Attorney: If Romney wins, NLRB would change


If Republican presidential candidate Mitt Romney wins the presidential election in November, the makeup of the National Labor Relations Board would change, and so, probably, would its stance toward employee rights and organized labor, said a labor law expert.


There are currently three Democrats and one sitting Republican (Brian Hayes) on the National Labor Relations Board. Normally there are five on the board, but G.O.P. board member Terence F. Flynn resigned in May after the board’s inspector general found that Flynn leaked documents to G.O.P. allies, according to news reports. His seat is currently vacant.


‘The partisan makeup of the board is very significant,” said Robert Nagle, a lawyer and management advocate who represents employers in cases before the board. The Democrat appointees now serving ‘are very supportive of organized labor’s agenda,” he said.
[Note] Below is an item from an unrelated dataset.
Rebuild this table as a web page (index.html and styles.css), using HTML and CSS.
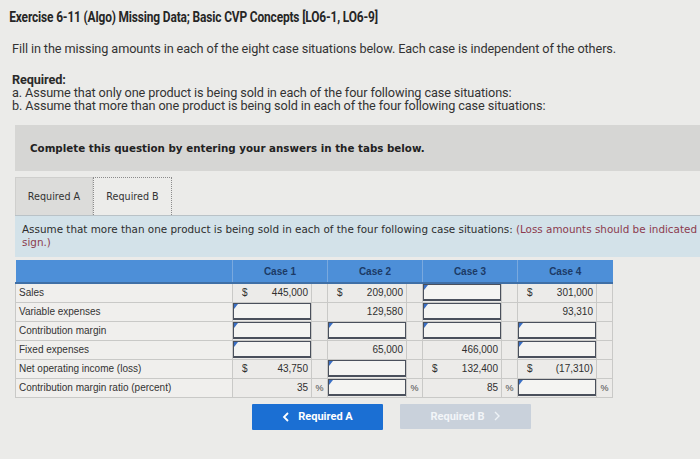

The current board interprets the act broadly, Nagle said, ‘in a way that maximizes employees’ rights and union rights under the statute at the expense of employers’ rights. That’s been manifested in decisions that tend to favor the interests of employees.”


A victory by Romney could affect the makeup of the board, Nagle said, because the president appoints the board’s members. Each president has always appointed three from his party and two from the opposition party, Nagle said. Terms are five years and appointments, with Senate consent, are staggered so that one member’s term expires each year.


If Romney wins, Nagle said, ‘he will have an opportunity to alter the partisan makeup of this board. It would be expected that his appointees would be more friendly to management/employers and less friendly to unions than the current board is.”


The president also appoints the board’s general counsel, Nagel pointed out. The current general counsel believes that the statute should be interpreted broadly,” Nagle said, and ‘uses his position as a bully pulpit for workers’ rights under the statute.”